# REQUIREMENT:
Transcribe all records exactly.

# DATA SUPPLIED:
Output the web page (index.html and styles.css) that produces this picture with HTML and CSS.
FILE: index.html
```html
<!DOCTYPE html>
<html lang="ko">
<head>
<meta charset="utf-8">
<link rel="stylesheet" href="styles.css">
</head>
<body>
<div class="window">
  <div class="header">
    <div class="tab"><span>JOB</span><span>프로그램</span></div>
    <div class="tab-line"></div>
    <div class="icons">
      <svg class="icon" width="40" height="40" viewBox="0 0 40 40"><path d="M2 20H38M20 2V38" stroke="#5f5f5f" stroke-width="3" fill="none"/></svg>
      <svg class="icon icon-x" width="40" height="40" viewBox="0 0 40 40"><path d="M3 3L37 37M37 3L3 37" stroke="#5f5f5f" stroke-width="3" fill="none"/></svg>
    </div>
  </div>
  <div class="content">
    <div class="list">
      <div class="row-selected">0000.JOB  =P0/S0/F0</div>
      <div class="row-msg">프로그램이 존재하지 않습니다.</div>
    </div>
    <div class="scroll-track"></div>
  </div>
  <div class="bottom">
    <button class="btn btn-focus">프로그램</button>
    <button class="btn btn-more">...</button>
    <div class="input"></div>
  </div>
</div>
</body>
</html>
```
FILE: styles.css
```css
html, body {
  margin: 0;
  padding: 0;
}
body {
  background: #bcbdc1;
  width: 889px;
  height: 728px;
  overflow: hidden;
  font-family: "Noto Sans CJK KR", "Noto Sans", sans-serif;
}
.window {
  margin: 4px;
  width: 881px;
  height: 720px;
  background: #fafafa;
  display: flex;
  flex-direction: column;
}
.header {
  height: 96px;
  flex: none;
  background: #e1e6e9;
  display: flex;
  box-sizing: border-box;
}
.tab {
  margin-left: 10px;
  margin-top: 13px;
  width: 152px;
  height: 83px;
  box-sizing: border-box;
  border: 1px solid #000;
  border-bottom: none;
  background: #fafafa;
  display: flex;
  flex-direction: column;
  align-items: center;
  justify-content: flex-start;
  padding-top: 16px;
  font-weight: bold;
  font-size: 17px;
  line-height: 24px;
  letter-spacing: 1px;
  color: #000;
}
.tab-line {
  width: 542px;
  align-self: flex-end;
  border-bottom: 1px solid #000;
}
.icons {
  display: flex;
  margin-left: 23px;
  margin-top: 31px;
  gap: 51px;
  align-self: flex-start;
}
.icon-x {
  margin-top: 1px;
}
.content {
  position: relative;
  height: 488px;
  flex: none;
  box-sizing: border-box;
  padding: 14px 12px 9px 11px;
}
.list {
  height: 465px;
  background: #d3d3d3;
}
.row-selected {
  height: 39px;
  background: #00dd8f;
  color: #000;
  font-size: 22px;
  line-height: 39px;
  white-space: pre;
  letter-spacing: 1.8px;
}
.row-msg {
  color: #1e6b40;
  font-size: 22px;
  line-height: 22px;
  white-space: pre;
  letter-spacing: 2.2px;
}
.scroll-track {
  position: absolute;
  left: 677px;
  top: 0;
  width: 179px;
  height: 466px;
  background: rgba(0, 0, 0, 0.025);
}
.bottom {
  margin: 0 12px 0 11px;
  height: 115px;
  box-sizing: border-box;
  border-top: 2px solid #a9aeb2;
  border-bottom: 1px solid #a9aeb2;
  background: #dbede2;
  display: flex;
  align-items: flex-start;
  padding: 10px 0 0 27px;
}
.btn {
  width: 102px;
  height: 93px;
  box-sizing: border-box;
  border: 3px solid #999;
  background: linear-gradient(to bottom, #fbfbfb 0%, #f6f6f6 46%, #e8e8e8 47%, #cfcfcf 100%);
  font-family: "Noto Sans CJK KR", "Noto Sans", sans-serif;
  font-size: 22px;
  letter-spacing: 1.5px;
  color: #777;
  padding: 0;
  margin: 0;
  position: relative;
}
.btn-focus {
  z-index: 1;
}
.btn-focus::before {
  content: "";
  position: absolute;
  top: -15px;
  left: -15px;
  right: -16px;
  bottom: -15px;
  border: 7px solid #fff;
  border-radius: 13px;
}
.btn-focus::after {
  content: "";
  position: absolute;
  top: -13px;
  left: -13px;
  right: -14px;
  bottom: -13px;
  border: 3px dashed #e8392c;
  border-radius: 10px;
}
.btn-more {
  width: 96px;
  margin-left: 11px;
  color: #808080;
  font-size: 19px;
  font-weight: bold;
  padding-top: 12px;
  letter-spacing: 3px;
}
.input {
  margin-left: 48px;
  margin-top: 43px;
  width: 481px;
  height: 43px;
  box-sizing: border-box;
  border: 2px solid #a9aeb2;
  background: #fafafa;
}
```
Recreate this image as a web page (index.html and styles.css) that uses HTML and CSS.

# ANSWER FOR THE TASK:
Output the web page (index.html and styles.css) that produces this picture with HTML and CSS.
FILE: index.html
```html
<!DOCTYPE html>
<html lang="ko">
<head>
<meta charset="utf-8">
<link rel="stylesheet" href="styles.css">
</head>
<body>
<div class="window">
  <div class="header">
    <div class="tab"><span>JOB</span><span>프로그램</span></div>
    <div class="tab-line"></div>
    <div class="icons">
      <svg class="icon" width="40" height="40" viewBox="0 0 40 40"><path d="M2 20H38M20 2V38" stroke="#5f5f5f" stroke-width="3" fill="none"/></svg>
      <svg class="icon icon-x" width="40" height="40" viewBox="0 0 40 40"><path d="M3 3L37 37M37 3L3 37" stroke="#5f5f5f" stroke-width="3" fill="none"/></svg>
    </div>
  </div>
  <div class="content">
    <div class="list">
      <div class="row-selected">0000.JOB  =P0/S0/F0</div>
      <div class="row-msg">프로그램이 존재하지 않습니다.</div>
    </div>
    <div class="scroll-track"></div>
  </div>
  <div class="bottom">
    <button class="btn btn-focus">프로그램</button>
    <button class="btn btn-more">...</button>
    <div class="input"></div>
  </div>
</div>
</body>
</html>
```
FILE: styles.css
```css
html, body {
  margin: 0;
  padding: 0;
}
body {
  background: #bcbdc1;
  width: 889px;
  height: 728px;
  overflow: hidden;
  font-family: "Noto Sans CJK KR", "Noto Sans", sans-serif;
}
.window {
  margin: 4px;
  width: 881px;
  height: 720px;
  background: #fafafa;
  display: flex;
  flex-direction: column;
}
.header {
  height: 96px;
  flex: none;
  background: #e1e6e9;
  display: flex;
  box-sizing: border-box;
}
.tab {
  margin-left: 10px;
  margin-top: 13px;
  width: 152px;
  height: 83px;
  box-sizing: border-box;
  border: 1px solid #000;
  border-bottom: none;
  background: #fafafa;
  display: flex;
  flex-direction: column;
  align-items: center;
  justify-content: flex-start;
  padding-top: 16px;
  font-weight: bold;
  font-size: 17px;
  line-height: 24px;
  letter-spacing: 1px;
  color: #000;
}
.tab-line {
  width: 542px;
  align-self: flex-end;
  border-bottom: 1px solid #000;
}
.icons {
  display: flex;
  margin-left: 23px;
  margin-top: 31px;
  gap: 51px;
  align-self: flex-start;
}
.icon-x {
  margin-top: 1px;
}
.content {
  position: relative;
  height: 488px;
  flex: none;
  box-sizing: border-box;
  padding: 14px 12px 9px 11px;
}
.list {
  height: 465px;
  background: #d3d3d3;
}
.row-selected {
  height: 39px;
  background: #00dd8f;
  color: #000;
  font-size: 22px;
  line-height: 39px;
  white-space: pre;
  letter-spacing: 1.8px;
}
.row-msg {
  color: #1e6b40;
  font-size: 22px;
  line-height: 22px;
  white-space: pre;
  letter-spacing: 2.2px;
}
.scroll-track {
  position: absolute;
  left: 677px;
  top: 0;
  width: 179px;
  height: 466px;
  background: rgba(0, 0, 0, 0.025);
}
.bottom {
  margin: 0 12px 0 11px;
  height: 115px;
  box-sizing: border-box;
  border-top: 2px solid #a9aeb2;
  border-bottom: 1px solid #a9aeb2;
  background: #dbede2;
  display: flex;
  align-items: flex-start;
  padding: 10px 0 0 27px;
}
.btn {
  width: 102px;
  height: 93px;
  box-sizing: border-box;
  border: 3px solid #999;
  background: linear-gradient(to bottom, #fbfbfb 0%, #f6f6f6 46%, #e8e8e8 47%, #cfcfcf 100%);
  font-family: "Noto Sans CJK KR", "Noto Sans", sans-serif;
  font-size: 22px;
  letter-spacing: 1.5px;
  color: #777;
  padding: 0;
  margin: 0;
  position: relative;
}
.btn-focus {
  z-index: 1;
}
.btn-focus::before {
  content: "";
  position: absolute;
  top: -15px;
  left: -15px;
  right: -16px;
  bottom: -15px;
  border: 7px solid #fff;
  border-radius: 13px;
}
.btn-focus::after {
  content: "";
  position: absolute;
  top: -13px;
  left: -13px;
  right: -14px;
  bottom: -13px;
  border: 3px dashed #e8392c;
  border-radius: 10px;
}
.btn-more {
  width: 96px;
  margin-left: 11px;
  color: #808080;
  font-size: 19px;
  font-weight: bold;
  padding-top: 12px;
  letter-spacing: 3px;
}
.input {
  margin-left: 48px;
  margin-top: 43px;
  width: 481px;
  height: 43px;
  box-sizing: border-box;
  border: 2px solid #a9aeb2;
  background: #fafafa;
}
```
Recreate this image as a web page (index.html and styles.css) that uses HTML and CSS.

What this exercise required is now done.